→ **Directive**
Go through the data below. Pull out every line that has the word "components".

→ **Data records**
##############################

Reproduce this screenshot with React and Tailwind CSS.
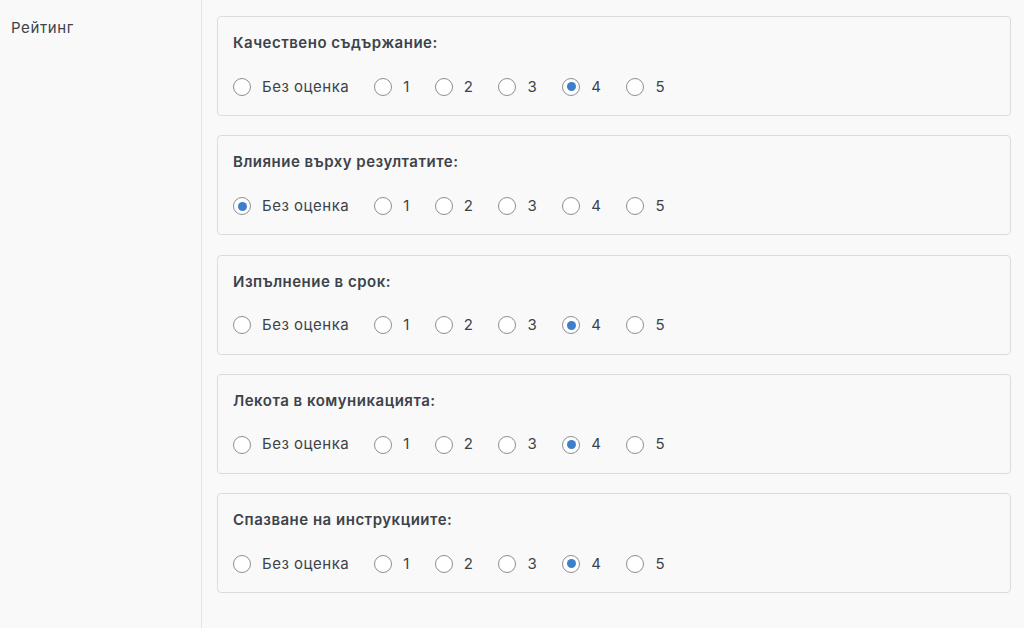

##############################

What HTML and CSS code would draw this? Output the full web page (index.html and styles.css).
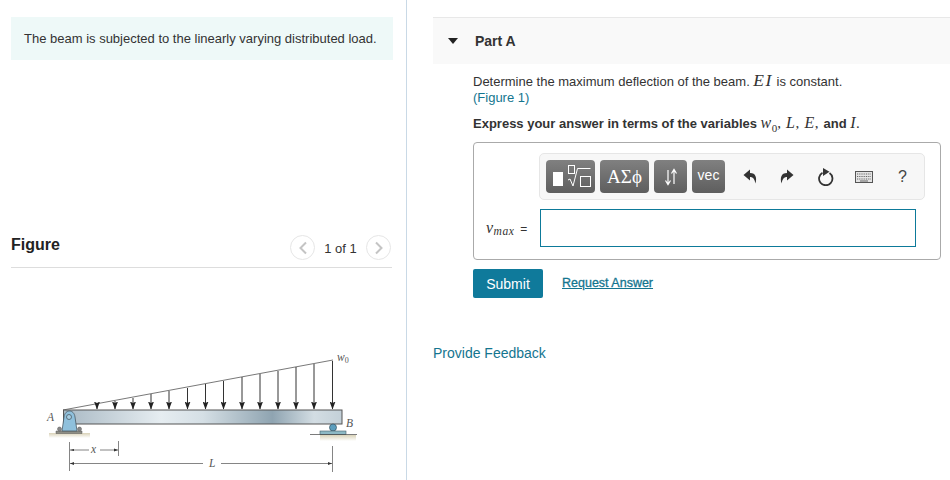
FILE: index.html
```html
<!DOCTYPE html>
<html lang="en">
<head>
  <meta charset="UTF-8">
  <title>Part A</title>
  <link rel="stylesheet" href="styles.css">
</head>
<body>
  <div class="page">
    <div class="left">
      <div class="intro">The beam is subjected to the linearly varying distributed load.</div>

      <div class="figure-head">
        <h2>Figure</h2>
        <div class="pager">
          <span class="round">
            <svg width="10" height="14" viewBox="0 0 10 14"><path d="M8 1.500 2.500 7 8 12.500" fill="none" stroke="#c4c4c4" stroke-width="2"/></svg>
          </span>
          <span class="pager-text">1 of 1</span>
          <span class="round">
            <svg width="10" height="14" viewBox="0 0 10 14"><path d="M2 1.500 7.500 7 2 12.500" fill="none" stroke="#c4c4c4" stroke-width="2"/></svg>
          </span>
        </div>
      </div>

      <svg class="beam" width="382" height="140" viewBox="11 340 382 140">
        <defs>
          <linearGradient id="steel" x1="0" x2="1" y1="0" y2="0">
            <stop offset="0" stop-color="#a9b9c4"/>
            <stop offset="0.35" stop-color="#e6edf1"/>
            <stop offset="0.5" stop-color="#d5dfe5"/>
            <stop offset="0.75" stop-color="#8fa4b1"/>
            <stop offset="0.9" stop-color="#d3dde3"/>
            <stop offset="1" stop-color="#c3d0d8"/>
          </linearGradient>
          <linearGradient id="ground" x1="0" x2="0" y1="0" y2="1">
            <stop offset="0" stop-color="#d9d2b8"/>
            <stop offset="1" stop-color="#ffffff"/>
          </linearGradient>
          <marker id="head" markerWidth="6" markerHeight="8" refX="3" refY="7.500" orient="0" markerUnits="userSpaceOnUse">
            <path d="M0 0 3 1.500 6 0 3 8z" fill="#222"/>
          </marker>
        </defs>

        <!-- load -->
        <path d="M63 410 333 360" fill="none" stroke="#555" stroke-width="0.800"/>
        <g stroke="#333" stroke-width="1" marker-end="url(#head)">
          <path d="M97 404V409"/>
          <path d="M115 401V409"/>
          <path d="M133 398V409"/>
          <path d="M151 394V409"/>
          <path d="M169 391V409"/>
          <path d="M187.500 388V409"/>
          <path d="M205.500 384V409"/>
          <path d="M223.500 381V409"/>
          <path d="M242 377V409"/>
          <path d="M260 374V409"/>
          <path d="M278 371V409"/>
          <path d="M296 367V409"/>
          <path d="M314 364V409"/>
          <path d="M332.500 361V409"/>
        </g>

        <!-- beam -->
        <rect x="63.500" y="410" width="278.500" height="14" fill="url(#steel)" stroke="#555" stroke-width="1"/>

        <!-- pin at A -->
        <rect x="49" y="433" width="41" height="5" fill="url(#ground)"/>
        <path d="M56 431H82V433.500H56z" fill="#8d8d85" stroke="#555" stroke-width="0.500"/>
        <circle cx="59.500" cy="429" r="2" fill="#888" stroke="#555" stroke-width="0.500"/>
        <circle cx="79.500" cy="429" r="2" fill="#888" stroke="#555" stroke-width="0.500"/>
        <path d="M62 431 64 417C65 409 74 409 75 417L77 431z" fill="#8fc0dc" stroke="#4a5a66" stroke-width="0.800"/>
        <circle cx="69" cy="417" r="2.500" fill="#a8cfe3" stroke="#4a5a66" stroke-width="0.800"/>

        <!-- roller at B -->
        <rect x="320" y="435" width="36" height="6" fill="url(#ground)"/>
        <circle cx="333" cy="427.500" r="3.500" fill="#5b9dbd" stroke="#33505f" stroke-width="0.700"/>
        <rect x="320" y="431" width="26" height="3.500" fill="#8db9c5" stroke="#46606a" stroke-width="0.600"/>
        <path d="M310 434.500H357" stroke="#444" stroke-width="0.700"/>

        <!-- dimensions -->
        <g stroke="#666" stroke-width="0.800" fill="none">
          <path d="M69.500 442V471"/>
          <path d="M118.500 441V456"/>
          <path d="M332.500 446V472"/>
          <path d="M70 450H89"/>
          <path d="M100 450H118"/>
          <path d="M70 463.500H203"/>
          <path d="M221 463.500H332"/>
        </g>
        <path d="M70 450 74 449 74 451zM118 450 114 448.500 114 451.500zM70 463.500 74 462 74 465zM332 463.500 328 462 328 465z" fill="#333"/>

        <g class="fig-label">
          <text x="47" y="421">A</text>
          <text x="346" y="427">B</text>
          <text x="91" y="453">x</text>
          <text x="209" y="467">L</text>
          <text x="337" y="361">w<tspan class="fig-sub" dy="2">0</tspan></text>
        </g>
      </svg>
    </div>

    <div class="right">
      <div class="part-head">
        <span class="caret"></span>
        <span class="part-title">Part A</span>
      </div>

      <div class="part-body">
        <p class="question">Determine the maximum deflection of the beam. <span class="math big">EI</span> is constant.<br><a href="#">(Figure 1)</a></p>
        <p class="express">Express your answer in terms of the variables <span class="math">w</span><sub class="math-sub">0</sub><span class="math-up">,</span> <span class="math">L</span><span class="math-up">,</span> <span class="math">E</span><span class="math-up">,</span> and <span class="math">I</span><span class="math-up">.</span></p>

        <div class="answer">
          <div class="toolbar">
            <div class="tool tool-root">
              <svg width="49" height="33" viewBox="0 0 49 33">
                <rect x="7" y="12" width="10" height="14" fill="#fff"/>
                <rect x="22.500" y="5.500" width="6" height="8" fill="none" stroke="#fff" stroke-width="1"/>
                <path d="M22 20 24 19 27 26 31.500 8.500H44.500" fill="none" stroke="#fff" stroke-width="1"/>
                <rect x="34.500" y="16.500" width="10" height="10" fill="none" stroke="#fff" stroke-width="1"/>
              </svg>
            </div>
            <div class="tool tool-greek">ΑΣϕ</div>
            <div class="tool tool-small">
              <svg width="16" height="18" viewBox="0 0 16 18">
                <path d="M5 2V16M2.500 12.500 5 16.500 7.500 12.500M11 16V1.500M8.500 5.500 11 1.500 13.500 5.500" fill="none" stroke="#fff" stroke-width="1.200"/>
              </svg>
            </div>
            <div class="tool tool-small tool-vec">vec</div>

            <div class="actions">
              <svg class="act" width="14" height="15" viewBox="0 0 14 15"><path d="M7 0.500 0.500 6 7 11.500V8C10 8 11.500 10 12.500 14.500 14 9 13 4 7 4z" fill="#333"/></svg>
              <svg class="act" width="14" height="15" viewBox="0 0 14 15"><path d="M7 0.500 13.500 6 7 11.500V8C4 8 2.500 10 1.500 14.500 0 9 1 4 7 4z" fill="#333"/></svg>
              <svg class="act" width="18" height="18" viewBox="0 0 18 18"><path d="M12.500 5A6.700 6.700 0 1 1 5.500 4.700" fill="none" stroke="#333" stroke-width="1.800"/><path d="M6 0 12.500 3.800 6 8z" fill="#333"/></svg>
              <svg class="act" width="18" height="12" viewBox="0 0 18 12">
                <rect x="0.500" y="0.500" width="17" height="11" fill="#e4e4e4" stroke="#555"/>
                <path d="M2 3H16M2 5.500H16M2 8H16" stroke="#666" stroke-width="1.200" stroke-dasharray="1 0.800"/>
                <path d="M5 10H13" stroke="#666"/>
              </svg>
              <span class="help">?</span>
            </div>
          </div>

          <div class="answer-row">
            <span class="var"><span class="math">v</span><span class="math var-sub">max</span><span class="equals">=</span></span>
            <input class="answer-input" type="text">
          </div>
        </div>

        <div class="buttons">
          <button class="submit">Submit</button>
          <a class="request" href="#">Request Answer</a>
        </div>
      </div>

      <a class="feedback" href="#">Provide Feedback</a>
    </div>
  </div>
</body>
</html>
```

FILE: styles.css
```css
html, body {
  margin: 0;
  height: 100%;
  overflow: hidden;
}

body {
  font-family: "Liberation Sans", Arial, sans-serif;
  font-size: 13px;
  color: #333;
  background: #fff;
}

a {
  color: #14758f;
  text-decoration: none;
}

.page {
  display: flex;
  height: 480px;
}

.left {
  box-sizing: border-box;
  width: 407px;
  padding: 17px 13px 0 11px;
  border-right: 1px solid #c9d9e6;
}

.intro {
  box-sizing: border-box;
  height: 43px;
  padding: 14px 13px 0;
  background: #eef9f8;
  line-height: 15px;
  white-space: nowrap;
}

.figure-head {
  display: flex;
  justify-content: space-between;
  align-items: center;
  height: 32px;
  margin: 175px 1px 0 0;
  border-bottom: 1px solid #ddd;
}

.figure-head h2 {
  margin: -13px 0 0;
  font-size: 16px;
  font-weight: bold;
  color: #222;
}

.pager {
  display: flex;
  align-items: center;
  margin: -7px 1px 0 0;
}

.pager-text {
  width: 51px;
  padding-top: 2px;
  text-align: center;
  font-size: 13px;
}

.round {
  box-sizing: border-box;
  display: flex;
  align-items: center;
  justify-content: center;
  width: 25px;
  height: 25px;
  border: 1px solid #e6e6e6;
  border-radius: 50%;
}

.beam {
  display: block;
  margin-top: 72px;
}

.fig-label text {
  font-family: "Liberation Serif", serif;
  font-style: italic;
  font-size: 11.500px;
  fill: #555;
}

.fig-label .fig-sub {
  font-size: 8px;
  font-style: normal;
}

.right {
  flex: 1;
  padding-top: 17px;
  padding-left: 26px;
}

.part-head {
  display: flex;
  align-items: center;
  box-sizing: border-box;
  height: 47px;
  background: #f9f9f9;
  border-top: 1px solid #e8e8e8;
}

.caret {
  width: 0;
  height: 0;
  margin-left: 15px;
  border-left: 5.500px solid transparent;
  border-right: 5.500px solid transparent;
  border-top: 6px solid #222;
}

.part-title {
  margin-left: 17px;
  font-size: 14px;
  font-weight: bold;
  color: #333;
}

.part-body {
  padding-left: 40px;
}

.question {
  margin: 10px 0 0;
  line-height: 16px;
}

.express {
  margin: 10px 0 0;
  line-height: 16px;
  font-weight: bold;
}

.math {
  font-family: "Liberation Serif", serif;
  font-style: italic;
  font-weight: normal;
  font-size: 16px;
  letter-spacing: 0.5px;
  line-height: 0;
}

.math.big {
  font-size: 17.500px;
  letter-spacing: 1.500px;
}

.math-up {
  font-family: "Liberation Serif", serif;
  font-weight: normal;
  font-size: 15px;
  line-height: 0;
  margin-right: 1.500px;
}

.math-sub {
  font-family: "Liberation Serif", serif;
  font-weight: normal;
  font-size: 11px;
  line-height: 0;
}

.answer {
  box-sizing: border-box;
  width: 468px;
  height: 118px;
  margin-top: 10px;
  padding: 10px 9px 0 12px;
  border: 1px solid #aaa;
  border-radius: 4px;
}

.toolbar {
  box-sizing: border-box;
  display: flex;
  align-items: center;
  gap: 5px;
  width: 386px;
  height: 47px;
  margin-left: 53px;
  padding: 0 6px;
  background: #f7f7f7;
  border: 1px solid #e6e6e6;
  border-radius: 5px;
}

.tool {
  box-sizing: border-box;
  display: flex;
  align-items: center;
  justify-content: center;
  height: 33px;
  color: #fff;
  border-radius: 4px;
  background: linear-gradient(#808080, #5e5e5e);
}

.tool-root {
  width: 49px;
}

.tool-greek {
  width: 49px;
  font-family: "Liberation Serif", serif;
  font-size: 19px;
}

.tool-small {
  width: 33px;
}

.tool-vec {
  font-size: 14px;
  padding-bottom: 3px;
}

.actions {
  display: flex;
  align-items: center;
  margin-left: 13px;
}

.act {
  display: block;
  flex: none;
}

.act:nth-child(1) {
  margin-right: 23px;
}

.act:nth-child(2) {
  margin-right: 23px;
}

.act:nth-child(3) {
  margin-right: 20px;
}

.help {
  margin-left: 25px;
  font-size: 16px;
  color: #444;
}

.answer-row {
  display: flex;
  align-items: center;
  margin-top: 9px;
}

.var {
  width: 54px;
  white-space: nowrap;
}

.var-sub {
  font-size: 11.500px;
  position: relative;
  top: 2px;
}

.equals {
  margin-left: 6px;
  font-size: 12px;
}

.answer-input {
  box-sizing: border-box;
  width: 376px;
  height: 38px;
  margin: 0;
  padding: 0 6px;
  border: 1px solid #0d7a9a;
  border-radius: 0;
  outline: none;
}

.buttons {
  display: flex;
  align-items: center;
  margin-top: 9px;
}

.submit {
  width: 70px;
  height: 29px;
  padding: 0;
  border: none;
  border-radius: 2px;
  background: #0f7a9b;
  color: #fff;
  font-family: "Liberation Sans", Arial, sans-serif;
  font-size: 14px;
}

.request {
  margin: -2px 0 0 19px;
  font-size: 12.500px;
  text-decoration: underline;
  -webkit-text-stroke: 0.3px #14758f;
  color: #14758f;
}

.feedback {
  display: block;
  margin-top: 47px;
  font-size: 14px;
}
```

##############################

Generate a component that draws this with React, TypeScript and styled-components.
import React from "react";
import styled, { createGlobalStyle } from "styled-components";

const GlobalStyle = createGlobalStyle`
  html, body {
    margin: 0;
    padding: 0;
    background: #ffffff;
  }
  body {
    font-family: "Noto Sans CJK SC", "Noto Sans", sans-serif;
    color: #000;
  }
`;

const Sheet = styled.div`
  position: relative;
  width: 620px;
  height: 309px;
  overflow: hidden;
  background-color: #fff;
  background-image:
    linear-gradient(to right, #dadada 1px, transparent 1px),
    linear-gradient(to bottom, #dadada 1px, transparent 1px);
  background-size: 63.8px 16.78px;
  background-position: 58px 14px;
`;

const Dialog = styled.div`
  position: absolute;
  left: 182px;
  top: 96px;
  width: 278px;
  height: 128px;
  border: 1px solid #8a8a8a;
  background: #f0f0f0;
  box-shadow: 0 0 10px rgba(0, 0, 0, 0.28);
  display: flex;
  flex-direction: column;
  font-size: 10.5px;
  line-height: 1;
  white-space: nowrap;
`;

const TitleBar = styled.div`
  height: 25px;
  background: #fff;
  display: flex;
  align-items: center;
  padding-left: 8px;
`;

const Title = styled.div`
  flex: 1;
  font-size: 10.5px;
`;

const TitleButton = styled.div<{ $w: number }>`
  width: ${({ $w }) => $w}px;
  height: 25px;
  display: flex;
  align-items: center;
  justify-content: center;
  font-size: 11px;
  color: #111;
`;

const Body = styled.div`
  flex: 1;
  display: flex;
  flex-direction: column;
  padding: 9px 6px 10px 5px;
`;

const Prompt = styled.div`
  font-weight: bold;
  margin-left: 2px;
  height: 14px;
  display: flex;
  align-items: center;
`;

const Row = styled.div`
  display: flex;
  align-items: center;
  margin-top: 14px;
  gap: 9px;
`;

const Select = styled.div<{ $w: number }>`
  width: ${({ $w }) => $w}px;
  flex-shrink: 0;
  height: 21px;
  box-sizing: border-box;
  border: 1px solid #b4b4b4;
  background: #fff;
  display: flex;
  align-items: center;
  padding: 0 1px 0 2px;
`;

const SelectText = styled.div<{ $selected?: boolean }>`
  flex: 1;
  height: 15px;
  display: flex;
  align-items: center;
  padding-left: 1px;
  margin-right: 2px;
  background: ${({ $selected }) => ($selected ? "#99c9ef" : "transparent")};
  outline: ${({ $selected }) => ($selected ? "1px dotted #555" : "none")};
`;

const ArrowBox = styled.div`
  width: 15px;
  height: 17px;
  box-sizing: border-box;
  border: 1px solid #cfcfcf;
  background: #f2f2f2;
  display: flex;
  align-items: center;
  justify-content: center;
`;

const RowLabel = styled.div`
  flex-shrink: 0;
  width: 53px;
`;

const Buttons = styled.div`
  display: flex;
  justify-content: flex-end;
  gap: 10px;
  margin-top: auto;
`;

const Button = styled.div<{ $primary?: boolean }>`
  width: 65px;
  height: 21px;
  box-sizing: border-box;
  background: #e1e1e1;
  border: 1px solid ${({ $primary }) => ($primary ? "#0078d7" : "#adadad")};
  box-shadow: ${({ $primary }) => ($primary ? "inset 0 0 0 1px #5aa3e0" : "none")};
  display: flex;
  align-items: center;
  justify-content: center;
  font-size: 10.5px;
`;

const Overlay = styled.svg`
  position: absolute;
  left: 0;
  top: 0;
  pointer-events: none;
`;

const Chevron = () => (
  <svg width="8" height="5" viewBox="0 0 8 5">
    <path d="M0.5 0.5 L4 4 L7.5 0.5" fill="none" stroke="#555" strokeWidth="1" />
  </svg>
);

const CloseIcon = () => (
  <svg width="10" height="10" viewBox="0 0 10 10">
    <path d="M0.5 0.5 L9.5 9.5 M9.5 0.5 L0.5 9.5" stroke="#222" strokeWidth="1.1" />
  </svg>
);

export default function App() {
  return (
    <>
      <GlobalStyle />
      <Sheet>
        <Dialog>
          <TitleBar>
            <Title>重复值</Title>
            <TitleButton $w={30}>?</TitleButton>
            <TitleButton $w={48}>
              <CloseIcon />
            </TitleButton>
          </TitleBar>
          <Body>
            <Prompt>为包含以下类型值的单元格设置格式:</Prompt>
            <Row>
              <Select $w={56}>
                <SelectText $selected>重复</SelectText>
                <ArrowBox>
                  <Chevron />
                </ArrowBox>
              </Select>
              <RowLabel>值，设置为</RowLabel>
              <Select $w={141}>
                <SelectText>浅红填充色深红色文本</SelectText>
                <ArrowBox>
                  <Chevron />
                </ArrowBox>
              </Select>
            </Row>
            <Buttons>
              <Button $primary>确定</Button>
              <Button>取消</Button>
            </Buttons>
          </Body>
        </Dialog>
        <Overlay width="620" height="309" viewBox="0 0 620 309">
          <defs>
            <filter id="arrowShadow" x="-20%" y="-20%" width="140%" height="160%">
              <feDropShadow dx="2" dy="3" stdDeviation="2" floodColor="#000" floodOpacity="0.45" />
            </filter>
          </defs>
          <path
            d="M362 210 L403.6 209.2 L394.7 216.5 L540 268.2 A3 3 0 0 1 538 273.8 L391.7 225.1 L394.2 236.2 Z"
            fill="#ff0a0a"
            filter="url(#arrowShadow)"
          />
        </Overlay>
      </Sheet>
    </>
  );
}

##############################

→ **Expected answer**
Generate a component that draws this with React, TypeScript and styled-components.
import styled, { createGlobalStyle } from "styled-components";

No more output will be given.